I think the line between overinflated sense of entitlement and desire to rectify an injustice isn’t always clear-cut, though. If I sincerely believe my kid is being unreasonably shafted–like being placed in remedial classes when they don’t belong there–no amount of preachiness from the “Life Isn’t Fair” choir would stop me from seeking redress. Sometimes people end up buying into “Life Isn’t Fair” so much that it keeps them from controlling the situations they have power over.

I think there’s a huge difference between telling a kid that he’s tops WITH YOU and telling him that he’s tops with the rest of the world. I have no problem with telling children that they’re the greatest part of YOUR life as a parent, but to give them the idea that they world is their unlimited oyster bar can lead to them being shocked when, in fact, they DO have to get in line for the bathroom.

But that’s exactly my point! What made them think that no one else waiting in a line of thirty really really had to go? Why should THEY come first in the line over everyone else?

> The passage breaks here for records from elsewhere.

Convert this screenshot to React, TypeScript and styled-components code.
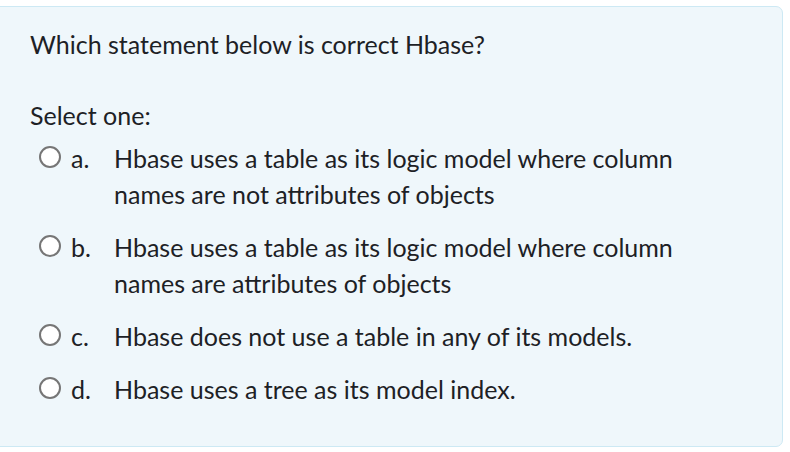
import { createGlobalStyle } from "styled-components";
import styled from "styled-components";

const GlobalStyle = createGlobalStyle`
  html, body {
    margin: 0;
    padding: 0;
    background: #ffffff;
  }

  body {
    font-family: Lato, "Open Sans", sans-serif;
    color: #1d2125;
    overflow: hidden;
  }
`;

const Page = styled.div`
  width: 790px;
  height: 452px;
  padding-top: 6px;
  box-sizing: border-box;
`;

const Card = styled.div`
  margin-left: -12px;
  width: 795px;
  height: 441px;
  box-sizing: border-box;
  padding: 19px 0 0 41px;
  background: #eff7fb;
  border: 1px solid #cde9f4;
  border-radius: 7px;
`;

const Question = styled.p`
  margin: 0;
  font-size: 25px;
  line-height: 36px;
`;

const Prompt = styled.p`
  margin: 35px 0 7px;
  font-size: 25px;
  line-height: 36px;
`;

const Options = styled.div`
  display: flex;
  flex-direction: column;
  gap: 17px;
`;

const Option = styled.label`
  display: flex;
  align-items: flex-start;
  font-size: 25px;
  line-height: 36px;
`;

const Radio = styled.span`
  flex: none;
  width: 22px;
  height: 22px;
  box-sizing: border-box;
  margin: 6px 10px 0 9px;
  border: 2px solid #767676;
  border-radius: 50%;
  background: #ffffff;
`;

const Letter = styled.span`
  flex: none;
  width: 43px;
`;

const Answer = styled.span`
  width: 600px;
`;

const choices = [
  {
    letter: "a.",
    text: "Hbase uses a table as its logic model where column names are not attributes of objects",
  },
  {
    letter: "b.",
    text: "Hbase uses a table as its logic model where column names are attributes of objects",
  },
  { letter: "c.", text: "Hbase does not use a table in any of its models." },
  { letter: "d.", text: "Hbase uses a tree as its model index." },
];

const App: React.FC = () => {
  return (
    <Page>
      <GlobalStyle />
      <Card>
        <Question>Which statement below is correct Hbase?</Question>
        <Prompt>Select one:</Prompt>
        <Options>
          {choices.map((c) => (
            <Option key={c.letter}>
              <Radio />
              <Letter>{c.letter}</Letter>
              <Answer>{c.text}</Answer>
            </Option>
          ))}
        </Options>
      </Card>
    </Page>
  );
};

export default App;
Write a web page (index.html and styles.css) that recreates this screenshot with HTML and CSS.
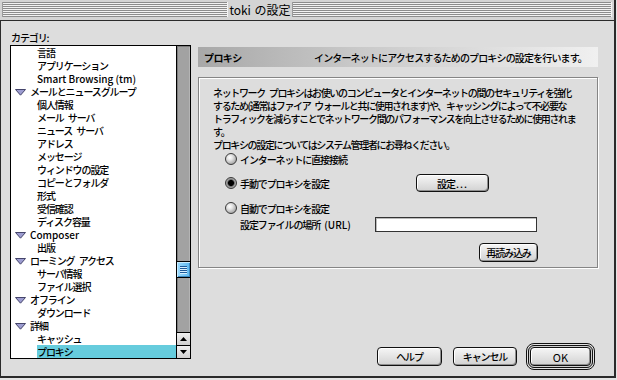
FILE: index.html
```html
<!DOCTYPE html>
<html lang="ja">
<head>
<meta charset="utf-8">
<title>toki の設定</title>
<link rel="stylesheet" href="styles.css">
</head>
<body>
<div class="window">
  <div class="titlebar">
    <div class="stripes stripes-left"></div>
    <div class="title">toki の設定</div>
    <div class="stripes stripes-right"></div>
  </div>
  <div class="content">
    <div class="left">
      <div class="cat-label">カテゴリ:</div>
      <div class="listbox">
        <ul class="list">
          <li class="child">言語</li>
          <li class="child">アプリケーション</li>
          <li class="child lat">Smart Browsing (tm)</li>
          <li class="parent"><svg class="tri" width="11" height="7" viewBox="0 0 11 7"><polygon points="0.5,0.5 10.5,0.5 5.5,6.2" fill="#9c9cd0" stroke="#44446a" stroke-width="1"/></svg>メールとニュースグループ</li>
          <li class="child">個人情報</li>
          <li class="child">メール サーバ</li>
          <li class="child">ニュース サーバ</li>
          <li class="child">アドレス</li>
          <li class="child">メッセージ</li>
          <li class="child">ウィンドウの設定</li>
          <li class="child">コピーとフォルダ</li>
          <li class="child">形式</li>
          <li class="child">受信確認</li>
          <li class="child">ディスク容量</li>
          <li class="parent lat"><svg class="tri" width="11" height="7" viewBox="0 0 11 7"><polygon points="0.5,0.5 10.5,0.5 5.5,6.2" fill="#9c9cd0" stroke="#44446a" stroke-width="1"/></svg>Composer</li>
          <li class="child">出版</li>
          <li class="parent"><svg class="tri" width="11" height="7" viewBox="0 0 11 7"><polygon points="0.5,0.5 10.5,0.5 5.5,6.2" fill="#9c9cd0" stroke="#44446a" stroke-width="1"/></svg>ローミング アクセス</li>
          <li class="child">サーバ情報</li>
          <li class="child">ファイル選択</li>
          <li class="parent"><svg class="tri" width="11" height="7" viewBox="0 0 11 7"><polygon points="0.5,0.5 10.5,0.5 5.5,6.2" fill="#9c9cd0" stroke="#44446a" stroke-width="1"/></svg>オフライン</li>
          <li class="child">ダウンロード</li>
          <li class="parent"><svg class="tri" width="11" height="7" viewBox="0 0 11 7"><polygon points="0.5,0.5 10.5,0.5 5.5,6.2" fill="#9c9cd0" stroke="#44446a" stroke-width="1"/></svg>詳細</li>
          <li class="child">キャッシュ</li>
          <li class="child selected">プロキシ</li>
        </ul>
        <div class="scrollbar">
          <div class="track"><div class="thumb"><div class="grip"></div></div></div>
          <div class="arrow"><svg width="7" height="4" viewBox="0 0 7 4"><polygon points="3.5,0 7,4 0,4" fill="#000"/></svg></div>
          <div class="arrow"><svg width="7" height="4" viewBox="0 0 7 4"><polygon points="0,0 7,0 3.5,4" fill="#000"/></svg></div>
        </div>
      </div>
    </div>
    <div class="right">
      <div class="panel-head">
        <span class="ph-title">プロキシ</span>
        <span class="ph-desc">インターネットにアクセスするためのプロキシの設定を行います。</span>
      </div>
      <div class="group">
        <p class="desc">ネットワーク プロキシはお使いのコンピュータとインターネットの間のセキュリティを強化<br>するため(通常はファイア ウォールと共に使用されます)や、キャッシングによって不必要な<br>トラフィックを減らすことでネットワーク間のパフォーマンスを向上させるために使用されま<br>す。<br>プロキシの設定についてはシステム管理者にお尋ねください。</p>
        <div class="opt opt1"><span class="radio"></span><span class="opt-label">インターネットに直接接続</span></div>
        <div class="opt opt2"><span class="radio checked"></span><span class="opt-label">手動でプロキシを設定</span><span class="btn btn-settings">設定<span class="lat dots">...</span></span></div>
        <div class="opt opt3"><span class="radio"></span><span class="opt-label">自動でプロキシを設定</span></div>
        <div class="url-row"><span class="url-label">設定ファイルの場所 <span class="lat">(URL)</span></span><span class="field"></span></div>
        <div class="reload-row"><span class="btn btn-reload">再読み込み</span></div>
      </div>
      <div class="buttons">
        <span class="btn btn-help">ヘルプ</span>
        <span class="btn btn-cancel">キャンセル</span>
        <span class="ring"><span class="ring-in"><span class="btn btn-ok lat">OK</span></span></span>
      </div>
    </div>
  </div>
</div>
</body>
</html>
```

FILE: styles.css
```css
* { box-sizing: border-box; }

html, body {
  margin: 0;
  padding: 0;
}

body {
  width: 617px;
  height: 380px;
  overflow: hidden;
  background: #e4e4e4;
  font-family: "Noto Sans CJK JP", "Noto Sans", sans-serif;
  font-size: 10px;
  font-weight: 500;
  letter-spacing: -1.1px;
  word-spacing: 3px;
  color: #000;
}

.lat { letter-spacing: 0; word-spacing: normal; }

.dots { letter-spacing: 1px; margin-left: 1px; }

.window {
  width: 616px;
  height: 378px;
  display: flex;
  flex-direction: column;
  background: #d6d6d6;
  border-right: 2px solid #2a2a2a;
  border-bottom: 2px solid #2a2a2a;
}

/* title bar */
.titlebar {
  height: 20px;
  flex: none;
  display: flex;
  padding: 2px 2px 3px 2px;
  background: #d4d4d4;
}

.stripes {
  height: 15px;
  background: repeating-linear-gradient(to bottom, #8c8c8c 0 1px, #f2f2f2 1px 2px);
  border-left: 1px solid #9a9a9a;
  border-right: 1px solid #f4f4f4;
}

.stripes-left { width: 226px; }
.stripes-right { flex: 1; }

.title {
  width: 64px;
  height: 15px;
  text-align: center;
  font-size: 12px;
  font-weight: 400;
  line-height: 15px;
  letter-spacing: 0;
  word-spacing: 1px;
  white-space: nowrap;
}

/* content */
.content {
  flex: 1;
  display: flex;
  gap: 7px;
  padding: 10px 16px 7px 9px;
  background: #dddddd;
  border-top: 1px solid #2a2a2a;
  border-left: 1px solid #2a2a2a;
}

.left {
  width: 181px;
  flex: none;
  display: flex;
  flex-direction: column;
}

.cat-label {
  height: 14px;
  line-height: 14px;
  padding-left: 1px;
}

.listbox {
  height: 314px;
  display: flex;
  border: 1px solid #000;
  background: #fff;
}

.list {
  list-style: none;
  margin: 0;
  padding: 0;
  flex: 1;
}

.list li {
  height: 13px;
  line-height: 13px;
  white-space: nowrap;
  display: flex;
  align-items: center;
}

.list li.child { padding-left: 26px; }

.list li.parent { padding-left: 4px; }

.tri {
  flex: none;
  margin-right: 4px;
  margin-top: 1px;
}

.list li.selected {
  margin-left: 26px;
  padding-left: 0;
  background: #66ccdd;
}

.scrollbar {
  width: 14px;
  flex: none;
  display: flex;
  flex-direction: column;
  border-left: 1px solid #000;
}

.track {
  flex: 1;
  background: #a2a2a2;
  box-shadow: inset 1px 1px #7c7c7c, inset -1px 0 #b4b4b4;
}

.thumb {
  margin-top: 215px;
  height: 17px;
  border-top: 1px solid #000;
  border-bottom: 1px solid #000;
  background: linear-gradient(to right, #9fdcff, #5cb8f0);
  box-shadow: inset 1px 1px #c8ecff, inset -1px -1px #3a88c0;
  display: flex;
  align-items: center;
  justify-content: center;
}

.grip {
  width: 7px;
  height: 8px;
  background: repeating-linear-gradient(to bottom, #1d5a9a 0 1px, #d6f0ff 1px 2px);
}

.arrow {
  height: 13px;
  flex: none;
  border-top: 1px solid #000;
  background: linear-gradient(#f0f0f0, #cfcfcf);
  display: flex;
  align-items: center;
  justify-content: center;
}

/* right column */
.right {
  width: 400px;
  flex: none;
  display: flex;
  flex-direction: column;
  padding-top: 16px;
}

.panel-head {
  height: 20px;
  flex: none;
  display: flex;
  align-items: center;
  padding-left: 6px;
  white-space: nowrap;
  background: linear-gradient(to right, #a8a8a8 0%, #c9c9c9 40%, #f0f0f0 100%);
}

.ph-title {
  width: 110px;
  flex: none;
  font-weight: bold;
  letter-spacing: -0.6px;
}

.ph-desc { letter-spacing: -0.85px; }

.group {
  margin-top: 10px;
  height: 191px;
  border: 1px solid #858585;
  box-shadow: inset 1px 1px #ffffff, 1px 1px #ffffff;
  padding-top: 8px;
}

.desc {
  margin: 0;
  padding-left: 14px;
  line-height: 13px;
  letter-spacing: -1.35px;
  white-space: nowrap;
}

.opt {
  display: flex;
  align-items: center;
  padding-left: 26px;
}

.opt1 { height: 16px; }
.opt2 { height: 18px; margin-top: 7px; }
.opt3 { height: 16px; margin-top: 8px; }

.opt-label {
  margin-left: 3px;
  white-space: nowrap;
}

.opt2 .opt-label { width: 176px; flex: none; }

.radio {
  width: 12px;
  height: 12px;
  flex: none;
  border-radius: 50%;
  border: 1px solid #3a3a3a;
  background: radial-gradient(circle at 38% 35%, #ffffff 0, #e4e4e4 30%, #a8a8a8 75%, #8a8a8a 100%);
}

.radio.checked {
  background: radial-gradient(circle at 50% 50%, #000 0 2.6px, #555 3.2px, #9a9a9a 4px, #c8c8c8 100%);
}

.btn {
  display: flex;
  align-items: center;
  justify-content: center;
  height: 19px;
  flex: none;
  border: 1px solid #111;
  border-radius: 4px;
  background: linear-gradient(#f6f6f6, #d2d2d2);
  box-shadow: inset 1px 1px #ffffff, inset -1px -1px #8e8e8e;
  white-space: nowrap;
}

.btn-settings {
  width: 73px;
  height: 18px;
}

.url-row {
  display: flex;
  align-items: center;
  height: 16px;
  padding-left: 41px;
}

.url-label { width: 135px; flex: none; white-space: nowrap; }

.field {
  width: 162px;
  height: 15px;
  flex: none;
  border: 1px solid #333;
  background: #fff;
  box-shadow: inset 1px 1px #bbb;
}

.reload-row {
  display: flex;
  justify-content: flex-end;
  padding-right: 59px;
  margin-top: 11px;
}

.btn-reload { width: 59px; }

.buttons {
  margin-top: auto;
  height: 25px;
  display: flex;
  align-items: center;
  justify-content: flex-end;
  padding-right: 3px;
}

.btn-help { width: 65px; }

.btn-cancel { width: 64px; margin-left: 11px; }

.ring {
  margin-left: 9px;
  display: flex;
  padding: 1px;
  border: 1px solid #111;
  border-radius: 8px;
  background: #e2e2e2;
}

.ring-in {
  display: flex;
  padding: 1px;
  border: 1px solid #111;
  border-radius: 6px;
  background: #cfcfcf;
}

.btn-ok { width: 61px; font-size: 11px; font-weight: 400; }
```
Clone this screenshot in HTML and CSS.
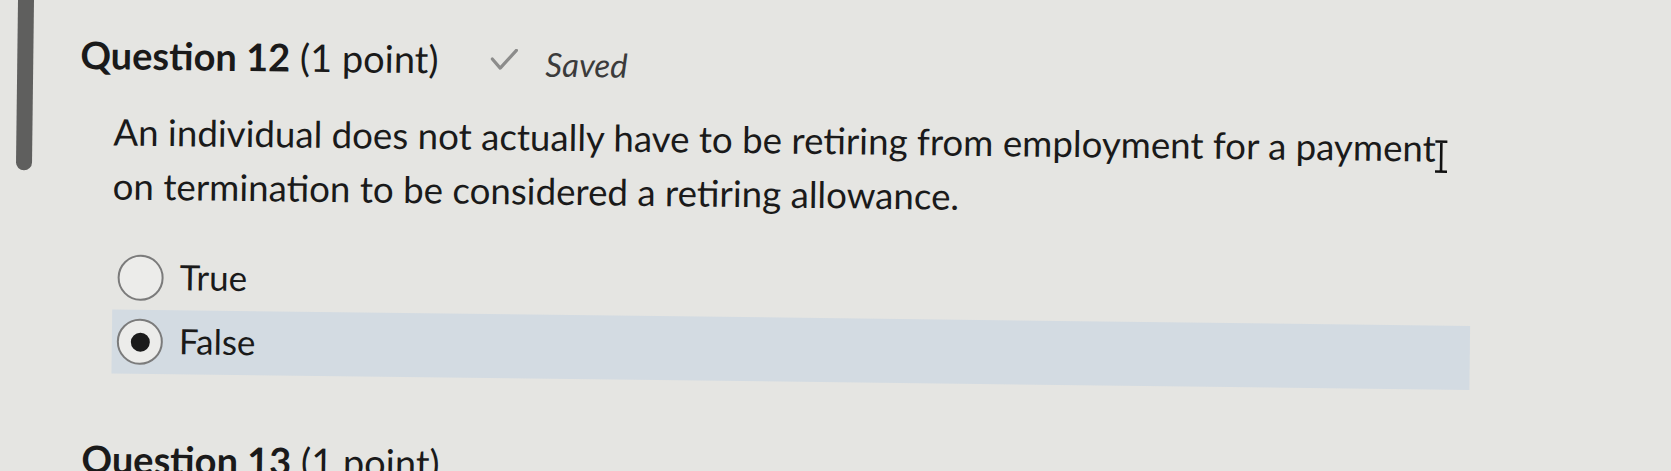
FILE: index.html
```html
<!DOCTYPE html>
<html lang="en">
<head>
  <meta charset="UTF-8" />
  <meta name="viewport" content="width=device-width, initial-scale=1" />
  <title>Quiz - Question 12</title>
  <link rel="stylesheet" href="styles.css">
</head>
<body>

  <div class="page">
    <div class="rail"></div>

    <div class="quiz">
      <div class="question">
        <div class="q-head">
          <h2><strong>Question 12</strong> (1 point)</h2>
          <span class="saved">
            <svg width="28" height="22" viewBox="0 0 28 22" aria-hidden="true">
              <path d="M2 11 L10 20 L26 2" fill="none" stroke="#8c8c8b" stroke-width="3.2" stroke-linecap="round" stroke-linejoin="round" />
            </svg>
            Saved
          </span>
        </div>

        <p class="q-text">An individual does not actually have to be retiring from employment for a payment<span class="caret"><svg width="16" height="34" viewBox="0 0 16 34" aria-hidden="true"><path d="M2 2 H14 M8 2 V32 M2 32 H14" fill="none" stroke="#111" stroke-width="2.6" /></svg></span> on termination to be considered a retiring allowance.</p>

        <div class="options">
          <label class="option">
            <span class="radio"></span>
            <span class="opt-text">True</span>
          </label>
          <label class="option selected">
            <span class="radio"></span>
            <span class="opt-text">False</span>
          </label>
        </div>
      </div>

      <div class="question next">
        <div class="q-head">
          <h2><strong>Question 13</strong> (1 point)</h2>
        </div>
      </div>
    </div>
  </div>

</body>
</html>
```

FILE: styles.css
```css
/* Base */
body {
  margin: 0;
  background: #e5e5e2;
  color: #1a1a1a;
  font-family: Lato, "Open Sans", sans-serif;
  overflow: hidden;
}

.page {
  display: flex;
  align-items: flex-start;
  transform: rotate(0.7deg);
  transform-origin: 0 0;
}

/* scroll marker on the left edge */
.rail {
  flex: none;
  width: 16px;
  height: 174px;
  margin-left: 18px;
  margin-top: -4px;
  background: #5f5f5e;
  border-radius: 0 0 8px 8px;
}

.quiz {
  margin-left: 47px;
}

.q-head {
  display: flex;
  align-items: baseline;
  gap: 52px;
}

h2 {
  margin: 30px 0 0 0;
  font-size: 38px;
  line-height: 46px;
  font-weight: 400;
  white-space: nowrap;
}

h2 strong {
  font-weight: 700;
}

.saved {
  display: flex;
  align-items: center;
  gap: 27px;
  font-size: 33px;
  font-style: italic;
  color: #3b3b3b;
}

.saved svg {
  position: relative;
  top: -4px;
}

.q-text {
  width: 1362px;
  margin: 26px 0 0 34px;
  font-size: 36.7px;
  line-height: 54px;
}

/* mouse cursor resting after "payment" */
.caret {
  position: relative;
}

.caret svg {
  position: absolute;
  left: -3px;
  top: 14px;
}

.options {
  width: 1358px;
  margin: 33px 0 0 35px;
}

.option {
  display: flex;
  align-items: center;
  gap: 16px;
  height: 64px;
  padding-left: 5px;
}

.option.selected {
  background: #d3dbe2;
}

.radio {
  position: relative;
  box-sizing: border-box;
  width: 46px;
  height: 46px;
  border: 2px solid #7b7b7b;
  border-radius: 50%;
  background: #ececea;
}

.option.selected .radio::after {
  content: "";
  position: absolute;
  left: 50%;
  top: 50%;
  width: 19px;
  height: 19px;
  margin: -9.5px 0 0 -9.5px;
  border-radius: 50%;
  background: #1b1b1b;
}

.opt-text {
  font-size: 35px;
  position: relative;
  top: -2px;
}

.next {
  margin-left: 6px;
}

.next h2 {
  margin-top: 62px;
}
```
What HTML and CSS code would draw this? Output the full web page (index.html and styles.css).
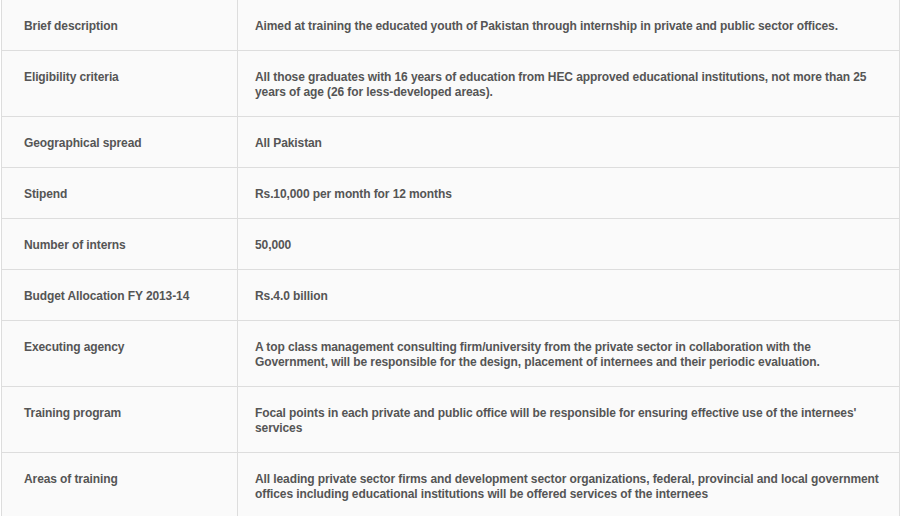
FILE: index.html
```html
<!DOCTYPE html>
<html>
<head>
<meta charset="utf-8">
<link rel="stylesheet" href="styles.css">
</head>
<body>
<div class="wrap">
<table class="info">
<tr><td class="label">Brief description</td><td class="value">Aimed at training the educated youth of Pakistan through internship in private and public sector offices.</td></tr>
<tr><td class="label">Eligibility criteria</td><td class="value">All those graduates with 16 years of education from HEC approved educational institutions, not more than 25 years of age (26 for less-developed areas).</td></tr>
<tr><td class="label">Geographical spread</td><td class="value">All Pakistan</td></tr>
<tr><td class="label">Stipend</td><td class="value">Rs.10,000 per month for 12 months</td></tr>
<tr><td class="label">Number of interns</td><td class="value">50,000</td></tr>
<tr><td class="label">Budget Allocation FY 2013-14</td><td class="value">Rs.4.0 billion</td></tr>
<tr><td class="label">Executing agency</td><td class="value">A top class management consulting firm/university from the private sector in collaboration with the Government, will be responsible for the design, placement of internees and their periodic evaluation.</td></tr>
<tr><td class="label">Training program</td><td class="value">Focal points in each private and public office will be responsible for ensuring effective use of the internees' services</td></tr>
<tr><td class="label">Areas of training</td><td class="value">All leading private sector firms and development sector organizations, federal, provincial and local government offices including educational institutions will be offered services of the internees</td></tr>
</table>
</div>
</body>
</html>
```
FILE: styles.css
```css
html, body {
  margin: 0;
  padding: 0;
  background: #ffffff;
}
.wrap {
  padding-left: 1px;
  width: 899px;
}
.info {
  width: 899px;
  border-collapse: collapse;
  table-layout: fixed;
  background: #fafafa;
  border-left: 1px solid #dddddd;
  border-right: 1px solid #dddddd;
  font-family: "Liberation Sans", Arial, sans-serif;
  font-size: 12px;
  font-weight: bold;
  letter-spacing: -0.1px;
  line-height: 15px;
  color: #555555;
}
.info td {
  border-bottom: 1px solid #dddddd;
  vertical-align: top;
  padding-top: 19px;
  padding-bottom: 16px;
}
.info .label {
  width: 213px;
  padding-left: 22px;
  padding-right: 0;
  border-right: 1px solid #dddddd;
}
.info .value {
  padding-left: 17px;
  padding-right: 15px;
}
```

Jarbaby, what if your kids are special? I know mine are and I let them know all the time. I also let them know that “life is no fair” and that they had to work for what they wanted. Both worked full time every summer after they reached the age of 15. Both graduated from college with dual college degrees in four years. Both are now in grad school working on their PhD’s. And both are still my favorite people, except for their dad, he still wins hands down.

Oh and as far as the 12 year old kid in the street, when I was a kid, low those many decades ago, we always played in the street, and our favorite saying was “Hit me and my parents will sue” as any car drove by. This was followed immediately by slapping the car as it went past. Kids are kids. Assholes are assholes. It’s not a this generation vs that generation thing.